Gardening: Italians know their saucy tomatoes
Q: My wife and I returned from Florence, Italy. While there, I noticed a vendor with various tomato seeds in packets. I bought some but was really interested in a tomato variety called Pomodoro di Belmonte. Could you give me any information on this variety? The fruits are large (about 4 to 5 inches) and the center is red and rock solid.
L. K. of St.Libory
A: Pomodoro is a common name of certain tomatoes grown for making sauces and to be used in fresh salads. The second part, “di Belmonte,” refers to the Belmonte-Calabrio region in Italy where it is grown.

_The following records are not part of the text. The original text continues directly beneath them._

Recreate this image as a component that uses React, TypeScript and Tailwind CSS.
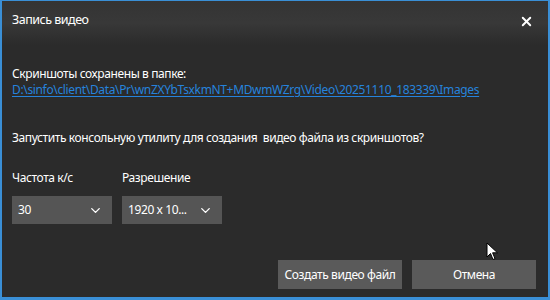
import { ChevronDown, X } from 'lucide-react';

function Select({ value }: { value: string }) {
  return (
    <div className="w-[100px] h-[28px] bg-[#555555] flex items-center justify-between pl-[6px] pr-[9px] text-white whitespace-nowrap">
      <span>{value}</span>
      <ChevronDown size={15} strokeWidth={2.2} className="text-white" />
    </div>
  );
}

export default function App() {
  return (
    <div
      className="w-[550px] h-[300px] relative flex flex-col bg-[#2b2b2b] border-[#3a8fd6] border-l-2 border-t border-r-2 border-b-[3px] text-white overflow-hidden tracking-[-0.4px]"
      style={{ fontFamily: '"Noto Sans", "Open Sans", sans-serif' }}
    >
      {/* Title bar */}
      <div className="h-[44px] shrink-0 flex items-start justify-between pl-[10px] pr-[12px] pt-[10px] bg-gradient-to-b from-[#343434] via-[#383838] to-[#2b2b2b]">
        <span className="text-[12.5px] leading-[18px] tracking-[-0.5px]">Запись видео</span>
        <X size={15} strokeWidth={3} className="mt-[3px] mr-[2px]" />
      </div>

      {/* Body */}
      <div className="flex-1 flex flex-col pl-[10px] pr-[12px] text-[12px] leading-[16px] whitespace-nowrap">
        <div className="mt-[21px]">Скриншоты сохранены в папке:</div>
        <div className="text-[#2683dc] underline underline-offset-[2px] tracking-[-0.35px]">
          D:\sinfo\client\Data\Pr\wnZXYbTsxkmNT+MDwmWZrg\Video\20251110_183339\Images
        </div>
        <div className="mt-[32px]">Запустить консольную утилиту для создания&nbsp; видео файла из скриншотов?</div>

        <div className="mt-[24px] flex gap-[10px]">
          <div className="flex flex-col gap-[10px]">
            <span>Частота к/с</span>
            <Select value="30" />
          </div>
          <div className="flex flex-col gap-[10px]">
            <span>Разрешение</span>
            <Select value="1920 x 10..." />
          </div>
        </div>

        <div className="mt-auto mb-[8px] flex justify-end gap-[10px]">
          <button className="w-[124px] h-[29px] bg-[#5a5a5a]">Создать видео файл</button>
          <button className="w-[124px] h-[29px] bg-[#5a5a5a]">Отмена</button>
        </div>
      </div>

      {/* Mouse pointer */}
      <svg className="absolute left-[484px] top-[241px]" width="14" height="20" viewBox="0 0 14 20">
        <path d="M1 1 L1 15 L4.5 11.5 L7 17.5 L9 16.6 L6.6 10.8 L11.5 10.8 Z" fill="#fff" stroke="#000" strokeWidth="1" strokeLinejoin="round" />
      </svg>
    </div>
  );
}
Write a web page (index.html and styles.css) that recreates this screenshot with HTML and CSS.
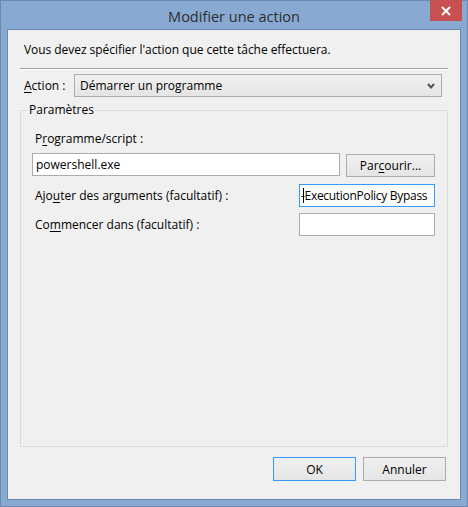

This tomato grows very large, globe shaped fruits, which can tip the scales at 6 1/2 pounds. It has a very sweet taste but is not really that acid in flavor. The color is bright red.
This tomato resists attacks from red spider mites and aphids, but can be weakened by various fungus diseases. The fruit is termed “indeterminate.” which means the plant produces fruit that ripens over a longer period of time. In this area of Italy, there are approximately 400 hectares (approximately 1,000 acres) of these sauce tomato plants grown. They are planted out in March through July and harvested July through October. This area has a very moderate climate.
One grower in this area has produced a type of this tomato now sold in the United States under the name of Ox Heart. It is sold as an heirloom. It has its own special shape with many folds and is not entirely round. There are very few seeds in the fruit, which has a sweet flavor and is bright red.
Each of the surrounding areas of Italy produces its own sauce tomatoes, but most of these were originally grown in Sicily by way of Greeks and Romans. They were yellow and are referred to as Golden Apples.
Q: I grow a number of indoor plants, which appear to be healthy. But every plant has a white crust on the soil and it is even on the clay pot containers. I fertilize and water these plants regularly. Is it some type of disease? What should I do about it?
D. P. of Fairview Heights
A: The crust is an accumulation of salts from your fertilizer and minerals in your water. This can build up over time and have some bad effects on your plants and even kill them. Remove this white build-up with a spoon and discard it. Add new soil (or media) to maintain the original level in the container to cover the roots.
You may need to flush the soil with water to leach the salts out the bottom of the container. Place the container in a sink and add water to drain out until the water comes out clear. You may not have to water the plants for almost a week. To prevent this buildup of salts you should have all your plants in containers with drainage holes in the bottom.
At least once a month, you should flush the plants as described above.
This can really be a problem if you use softened water, which contains sodium salts. Do not use this type of water to water any plants because sodium poisons plants. Use rainwater or water from a dehumidifier or distilled water.
Charles Giedeman is a local contributing writer. Send your gardening questions to Lifestyle Editor Patrick Kuhl, Belleville News-Democrat, P.O. Box 427, 120 S. Illinois St., Belleville, IL 62222-0427, or email them to pkuhl@bnd.com.
Do it now
- DECORATIVE BRANCHES: Trim your needle-leaf evergreens (but not pines or spruce) now to use them as indoors as Christmas decorations.
- INDOOR PLANTS: Artificial light may be necessary.